Step 3 takes the wav files saved in Step 2 and converts them to ogg. It also adds the "en-au-" prefix. Importantly this step creates a a new audio file which includes all recordings separated by a tone. In Audacity I then listen to the file (and watch the waveforms) for quality assurance - cut-off audio, clipping, and interruptions.

Step 4 - upload

Uploading to Commons is fully automated.

Step 5 - adding links

In this case a "Pronunciation" section already exists so the program suggests putting the audio template after the IPA stuff
In this case there was no "Pronunciation" section so the program creates one

The final steps is to add links to the audio files in Wiktionary entries. My tool suggests a place for the audio template to go and then displays the modified wikitext in a pop up. I then click "ok" or move the template to the correct place according to Wiktionary:Entry_layout.

To get the list of ogg's to link, I use xPutinWiki7.py and specify (at about line 105) the start and end time of the creation of the first and last upload as seen in my Commons contributions page.

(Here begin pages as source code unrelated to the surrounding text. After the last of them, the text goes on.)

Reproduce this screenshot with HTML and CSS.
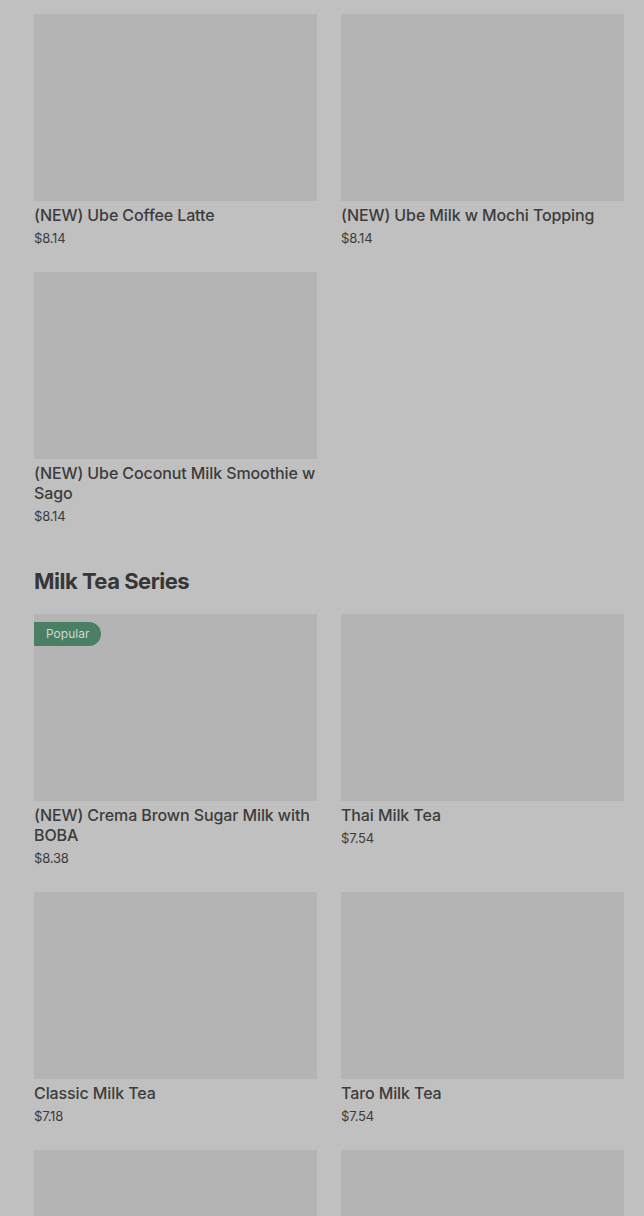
FILE: index.html
```html
<!DOCTYPE html>
<html lang="en">
<head>
	<meta charset="UTF-8">
	<meta name="viewport" content="width=device-width, initial-scale=1.0">
	<title>Menu</title>
	<link rel="stylesheet" href="styles.css">
</head>
<body>

	<div class="menu">
		<section class="category">
			<div class="grid">
				<div class="item">
					<div class="thumb"></div>
					<div class="name">(NEW) Ube Coffee Latte</div>
					<div class="price">$8.14</div>
				</div>
				<div class="item">
					<div class="thumb"></div>
					<div class="name">(NEW) Ube Milk w Mochi Topping</div>
					<div class="price">$8.14</div>
				</div>
				<div class="item">
					<div class="thumb"></div>
					<div class="name">(NEW) Ube Coconut Milk Smoothie w Sago</div>
					<div class="price">$8.14</div>
				</div>
			</div>
		</section>

		<section class="category">
			<h2>Milk Tea Series</h2>
			<div class="grid">
				<div class="item">
					<div class="thumb">
						<span class="badge">Popular</span>
					</div>
					<div class="name">(NEW) Crema Brown Sugar Milk with BOBA</div>
					<div class="price">$8.38</div>
				</div>
				<div class="item">
					<div class="thumb"></div>
					<div class="name">Thai Milk Tea</div>
					<div class="price">$7.54</div>
				</div>
				<div class="item">
					<div class="thumb"></div>
					<div class="name">Classic Milk Tea</div>
					<div class="price">$7.18</div>
				</div>
				<div class="item">
					<div class="thumb"></div>
					<div class="name">Taro Milk Tea</div>
					<div class="price">$7.54</div>
				</div>
				<div class="item">
					<div class="thumb"></div>
				</div>
				<div class="item">
					<div class="thumb"></div>
				</div>
			</div>
		</section>
	</div>

</body>
</html>
```

FILE: styles.css
```css
:root{
	font-family: Inter, "Liberation Sans", Arial, sans-serif;
}

body{
	margin: 0;
	background-color: #c0c0c0;
	color: #3c3c3c;
	overflow: hidden;
}

.menu{
	padding: 14px 20px 0 34px;
}

.category + .category{
	margin-top: 41px;
}

h2{
	margin: 0 0 18px 0;
	font-size: 22px;
	line-height: 30px;
	font-weight: 700;
	letter-spacing: -0.5px;
	color: #363636;
}

.grid{
	display: grid;
	grid-template-columns: 1fr 1fr;
	column-gap: 24px;
	row-gap: 25px;
	align-items: start;
}

.thumb{
	position: relative;
	height: 187px;
	background-color: #b4b4b4;
}

.badge{
	position: absolute;
	top: 8px;
	left: 0;
	padding: 0 12px;
	height: 24px;
	line-height: 24px;
	font-size: 12px;
	color: #cfd8d3;
	background-color: #4b7f63;
	border-radius: 0 12px 12px 0;
}

.name{
	margin-top: 4px;
	font-size: 16px;
	line-height: 20px;
	font-weight: 500;
	letter-spacing: -0.1px;
}

.price{
	margin-top: 4px;
	font-size: 13px;
	line-height: 18px;
	letter-spacing: -0.2px;
}
```
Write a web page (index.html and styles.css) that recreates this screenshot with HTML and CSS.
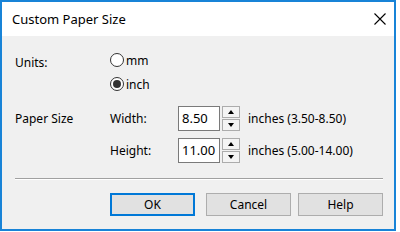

I can add about 5-7 links to Wiktionary per minute. So a batch of 200 can be wrapped up in ~40 minutes. This makes it the most time consuming part of the entire process.

Commands to run:

cd c:\users\jim\pywikibot
python3 pwb.py xPutInWiki7

Tech stuff

Need to install:

pip install pyaudio
Install sox - pip wasn't working for me so I installed sox as a normal program and added it to my path
ffmpeg (Windows tutorial)
Don't forget to add the tone to C:\Users\jim\pywikibot (tone.ogg)

TODO

Unicode compatibility with Step 5 (adding links - xPutInWiki7)
Command shortcut for step 5
Minute by minute edit breakdown for Commons uploads and en.wikt edits.
- Automate the start and end times in Step 5
- Check Commons for unused audio files
Clean up xPutInWiki7 (console output / remaining counter)
Step 2 - recording - include remaining counter
Check uploaded files for ogg validation errors